DIRECTIONS → Give a count of the lines below that have the string "table" in them, with no other words.

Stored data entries

------------------------

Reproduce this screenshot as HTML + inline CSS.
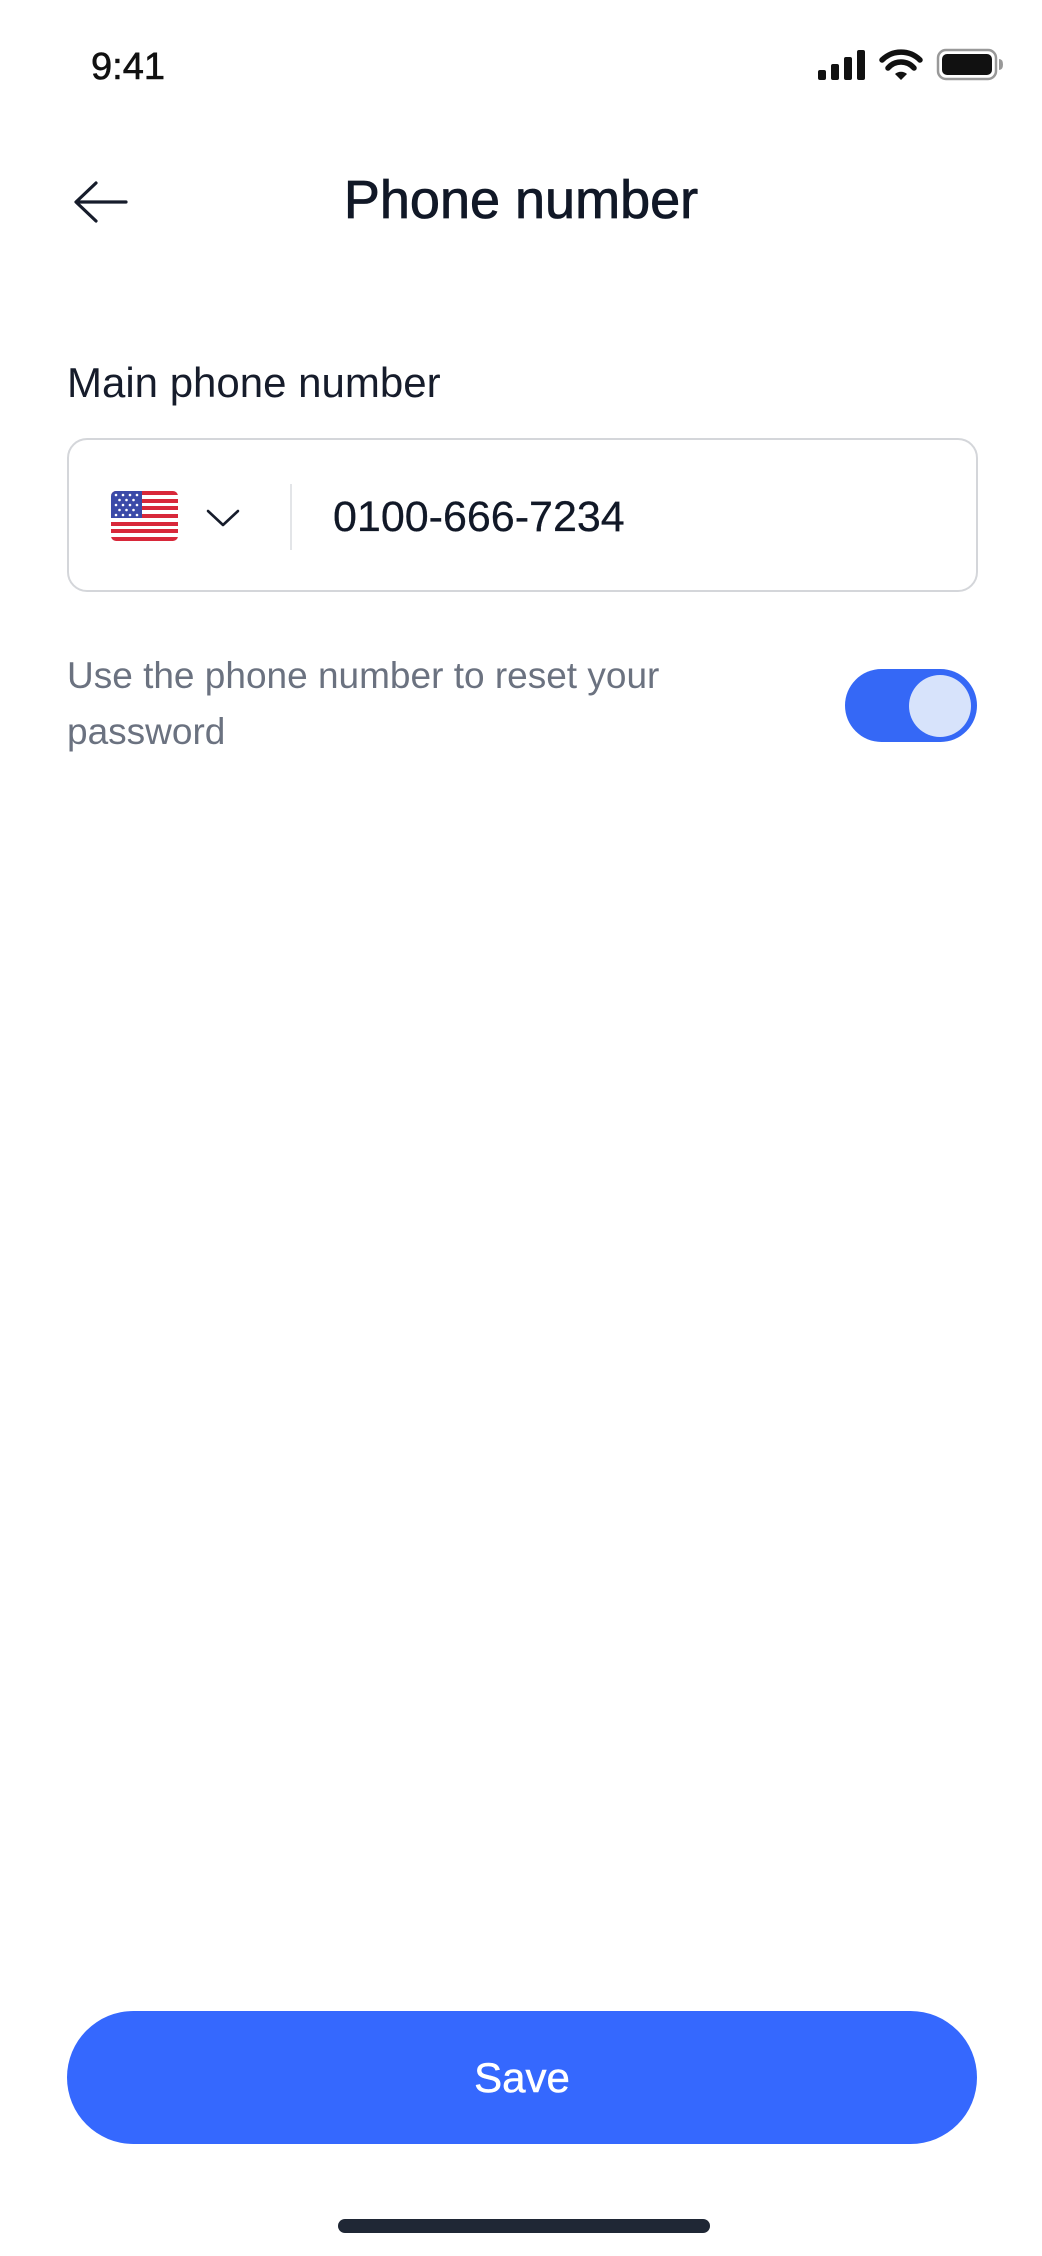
<!DOCTYPE html>
<html><head><meta charset="utf-8"><style>
*{margin:0;padding:0;box-sizing:border-box}
body{width:1042px;height:2256px;background:#fff;position:relative;overflow:hidden;font-family:"Liberation Sans",sans-serif;color:#161c2b}
.a{position:absolute;white-space:nowrap}
</style></head><body>
<div class="a" style="left:91px;top:45px;font-size:38px;line-height:44px;color:#111;-webkit-text-stroke:0.6px #111">9:41</div>
<svg class="a" style="left:816px;top:47px" width="190" height="36" viewBox="0 0 190 36">
 <rect x="2" y="23" width="8" height="10" rx="2" fill="#111"/>
 <rect x="15" y="17" width="8" height="16" rx="2" fill="#111"/>
 <rect x="28" y="10" width="8" height="23" rx="2" fill="#111"/>
 <rect x="41" y="3" width="8" height="30" rx="2" fill="#111"/>
 <path d="M66 13 A27 27 0 0 1 104 13" stroke="#111" stroke-width="5.5" fill="none" stroke-linecap="round"/>
 <path d="M72 21 A17 17 0 0 1 98 21" stroke="#111" stroke-width="5.5" fill="none" stroke-linecap="round"/>
 <path d="M79 27 L85 33 L91 27 A9 9 0 0 0 79 27Z" fill="#111"/>
 <rect x="122" y="3" width="58" height="29" rx="8" fill="none" stroke="#999" stroke-width="2.5"/>
 <rect x="126" y="7" width="50" height="21" rx="5" fill="#111"/>
 <path d="M183 12 q4 0 4 5.5 q0 5.5 -4 5.5z" fill="#999"/>
</svg>
<svg class="a" style="left:72px;top:180px" width="58" height="44" viewBox="0 0 58 44">
 <path d="M54 22 H5 M24 3 L4 22 L24 41" stroke="#161c2b" stroke-width="3.2" fill="none" stroke-linecap="round" stroke-linejoin="round"/>
</svg>
<div class="a" style="left:0;width:1042px;text-align:center;top:168px;font-size:54px;line-height:64px;color:#111827;-webkit-text-stroke:0.8px #111827">Phone number</div>
<div class="a" style="left:67px;top:358px;font-size:42px;line-height:50px;color:#161c2b">Main phone number</div>
<div class="a" style="left:67px;top:438px;width:911px;height:154px;border:2px solid #d4d6da;border-radius:20px"></div>
<svg class="a" style="left:111px;top:491px" width="67" height="50" viewBox="0 0 67 50">
 <defs><clipPath id="c"><rect width="67" height="50" rx="5"/></clipPath></defs>
 <g clip-path="url(#c)">
 <rect width="67" height="50" fill="#fff"/>
 <rect y="0" width="67" height="4" fill="#d8283a"/>
 <rect y="8" width="67" height="4" fill="#d8283a"/>
 <rect y="15" width="67" height="4" fill="#d8283a"/>
 <rect y="23" width="67" height="4" fill="#d8283a"/>
 <rect y="31" width="67" height="4" fill="#d8283a"/>
 <rect y="38" width="67" height="4" fill="#d8283a"/>
 <rect y="46" width="67" height="4" fill="#d8283a"/>
 <rect width="31" height="27" fill="#3b4aa8"/>
 <g fill="#fff"><circle cx="5" cy="4" r="1.3"/><circle cx="12" cy="4" r="1.3"/><circle cx="19" cy="4" r="1.3"/><circle cx="26" cy="4" r="1.3"/>
 <circle cx="8.5" cy="9" r="1.3"/><circle cx="15.5" cy="9" r="1.3"/><circle cx="22.5" cy="9" r="1.3"/>
 <circle cx="5" cy="14" r="1.3"/><circle cx="12" cy="14" r="1.3"/><circle cx="19" cy="14" r="1.3"/><circle cx="26" cy="14" r="1.3"/>
 <circle cx="8.5" cy="19" r="1.3"/><circle cx="15.5" cy="19" r="1.3"/><circle cx="22.5" cy="19" r="1.3"/>
 <circle cx="5" cy="24" r="1.3"/><circle cx="12" cy="24" r="1.3"/><circle cx="19" cy="24" r="1.3"/><circle cx="26" cy="24" r="1.3"/></g>
 </g>
</svg>
<svg class="a" style="left:205px;top:506px" width="36" height="24" viewBox="0 0 36 24">
 <path d="M3 5 L18 19 L33 5" stroke="#161c2b" stroke-width="2.6" fill="none" stroke-linecap="round" stroke-linejoin="round"/>
</svg>
<div class="a" style="left:290px;top:484px;width:2px;height:66px;background:#e3e5e8"></div>
<div class="a" style="left:333px;top:492px;font-size:43px;line-height:50px;color:#111827;-webkit-text-stroke:0.3px #111827">0100-666-7234</div>
<div class="a" style="left:67px;top:648px;font-size:37px;line-height:56px;color:#6b7280;white-space:normal;width:640px">Use the phone number to reset your<br>password</div>
<div class="a" style="left:845px;top:669px;width:132px;height:73px;border-radius:37px;background:#3568f6"></div>
<div class="a" style="left:909px;top:675px;width:62px;height:62px;border-radius:50%;background:#d7e3fb"></div>
<div class="a" style="left:67px;top:2011px;width:910px;height:133px;border-radius:67px;background:#3568fe;color:#fff;font-size:42px;text-align:center;line-height:133px;-webkit-text-stroke:0.5px #fff">Save</div>
<div class="a" style="left:338px;top:2219px;width:372px;height:14px;border-radius:7px;background:#1f2735"></div>
</body></html>
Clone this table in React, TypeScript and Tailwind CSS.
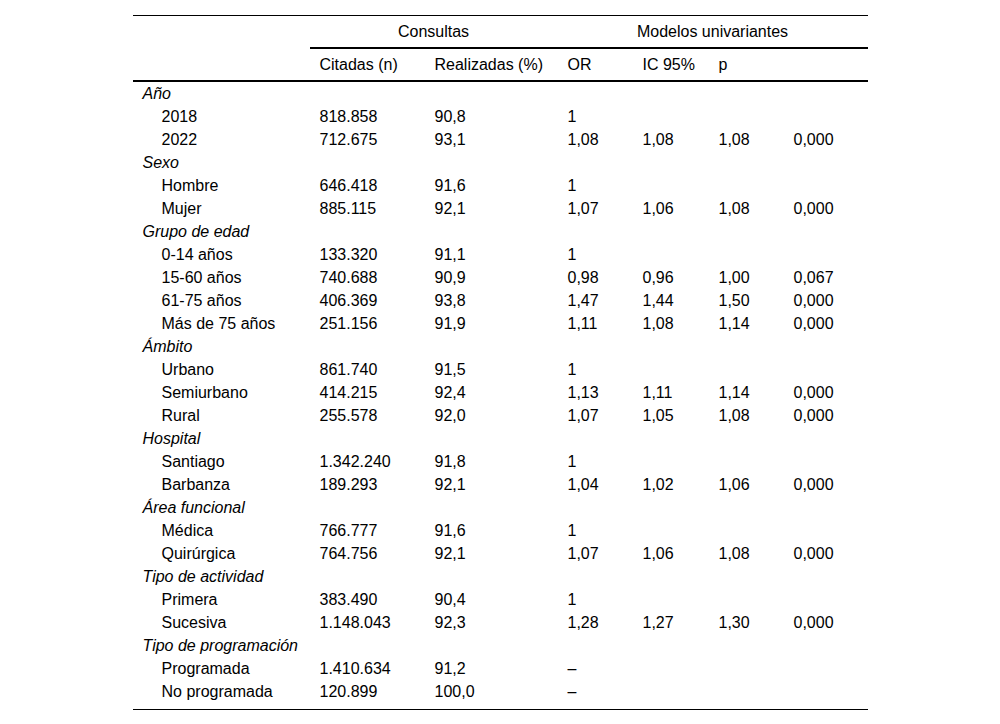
type Row = {
  label: string;
  group?: boolean;
  citadas?: string;
  realizadas?: string;
  or?: string;
  icLow?: string;
  icHigh?: string;
  p?: string;
};

const rows: Row[] = [
  { label: 'Año', group: true },
  { label: '2018', citadas: '818.858', realizadas: '90,8', or: '1' },
  { label: '2022', citadas: '712.675', realizadas: '93,1', or: '1,08', icLow: '1,08', icHigh: '1,08', p: '0,000' },
  { label: 'Sexo', group: true },
  { label: 'Hombre', citadas: '646.418', realizadas: '91,6', or: '1' },
  { label: 'Mujer', citadas: '885.115', realizadas: '92,1', or: '1,07', icLow: '1,06', icHigh: '1,08', p: '0,000' },
  { label: 'Grupo de edad', group: true },
  { label: '0-14 años', citadas: '133.320', realizadas: '91,1', or: '1' },
  { label: '15-60 años', citadas: '740.688', realizadas: '90,9', or: '0,98', icLow: '0,96', icHigh: '1,00', p: '0,067' },
  { label: '61-75 años', citadas: '406.369', realizadas: '93,8', or: '1,47', icLow: '1,44', icHigh: '1,50', p: '0,000' },
  { label: 'Más de 75 años', citadas: '251.156', realizadas: '91,9', or: '1,11', icLow: '1,08', icHigh: '1,14', p: '0,000' },
  { label: 'Ámbito', group: true },
  { label: 'Urbano', citadas: '861.740', realizadas: '91,5', or: '1' },
  { label: 'Semiurbano', citadas: '414.215', realizadas: '92,4', or: '1,13', icLow: '1,11', icHigh: '1,14', p: '0,000' },
  { label: 'Rural', citadas: '255.578', realizadas: '92,0', or: '1,07', icLow: '1,05', icHigh: '1,08', p: '0,000' },
  { label: 'Hospital', group: true },
  { label: 'Santiago', citadas: '1.342.240', realizadas: '91,8', or: '1' },
  { label: 'Barbanza', citadas: '189.293', realizadas: '92,1', or: '1,04', icLow: '1,02', icHigh: '1,06', p: '0,000' },
  { label: 'Área funcional', group: true },
  { label: 'Médica', citadas: '766.777', realizadas: '91,6', or: '1' },
  { label: 'Quirúrgica', citadas: '764.756', realizadas: '92,1', or: '1,07', icLow: '1,06', icHigh: '1,08', p: '0,000' },
  { label: 'Tipo de actividad', group: true },
  { label: 'Primera', citadas: '383.490', realizadas: '90,4', or: '1' },
  { label: 'Sucesiva', citadas: '1.148.043', realizadas: '92,3', or: '1,28', icLow: '1,27', icHigh: '1,30', p: '0,000' },
  { label: 'Tipo de programación', group: true },
  { label: 'Programada', citadas: '1.410.634', realizadas: '91,2', or: '–' },
  { label: 'No programada', citadas: '120.899', realizadas: '100,0', or: '–' },
];

const cell = 'h-[23px] p-0 pt-[2px] pl-[10px] align-middle whitespace-nowrap';

export default function App() {
  return (
    <div className="min-h-[724px] bg-white pt-[15px] font-['Liberation_Sans',Arial,sans-serif] text-[16px] leading-[18px] text-black">
      <div className="mx-auto w-[735px] border-t border-b border-black pb-[7px]">
        <table className="w-full table-fixed border-collapse">
          <colgroup>
            <col className="w-[177px]" />
            <col className="w-[115px]" />
            <col className="w-[133px]" />
            <col className="w-[75px]" />
            <col className="w-[76px]" />
            <col className="w-[75px]" />
            <col className="w-[84px]" />
          </colgroup>
          <thead>
            <tr>
              <th className="h-[32px] p-0" />
              <th colSpan={2} className="h-[32px] border-b-2 border-black p-0 text-center font-normal">
                Consultas
              </th>
              <th colSpan={4} className="h-[32px] border-b-2 border-black p-0 text-center font-normal">
                Modelos univariantes
              </th>
            </tr>
            <tr className="border-b-2 border-black">
              <th className="h-[33px] p-0" />
              <th className="h-[33px] p-0 pl-[10px] text-left font-normal">Citadas (n)</th>
              <th className="h-[33px] p-0 pl-[10px] text-left font-normal">Realizadas (%)</th>
              <th className="h-[33px] p-0 pl-[10px] text-left font-normal">OR</th>
              <th className="h-[33px] p-0 pl-[10px] text-left font-normal">IC 95%</th>
              <th className="h-[33px] p-0 pl-[10px] text-left font-normal">p</th>
              <th className="h-[33px] p-0" />
            </tr>
          </thead>
          <tbody>
            {rows.map((r) =>
              r.group ? (
                <tr key={r.label}>
                  <td className={`${cell} italic`}>{r.label}</td>
                  <td colSpan={6} className={cell} />
                </tr>
              ) : (
                <tr key={r.label}>
                  <td className={`${cell} pl-[29px]`}>{r.label}</td>
                  <td className={cell}>{r.citadas}</td>
                  <td className={cell}>{r.realizadas}</td>
                  <td className={cell}>{r.or}</td>
                  <td className={cell}>{r.icLow}</td>
                  <td className={cell}>{r.icHigh}</td>
                  <td className={cell}>{r.p}</td>
                </tr>
              )
            )}
          </tbody>
        </table>
      </div>
    </div>
  );
}
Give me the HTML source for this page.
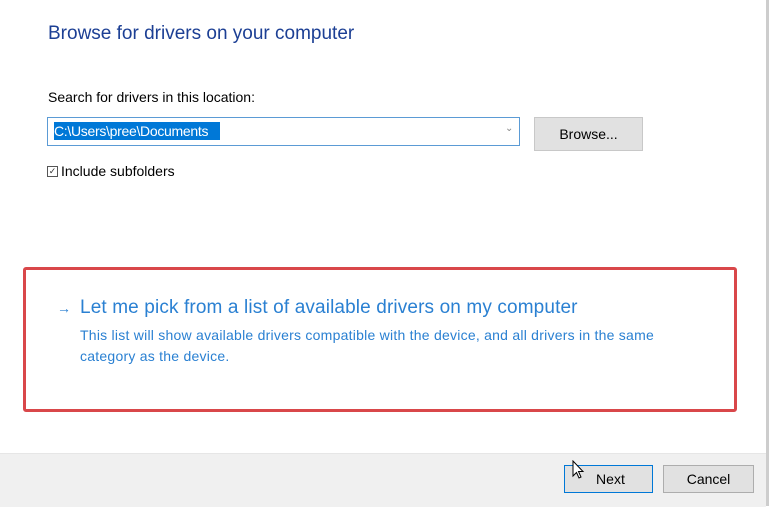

------------------------

EXERCISE RESPONSE → 3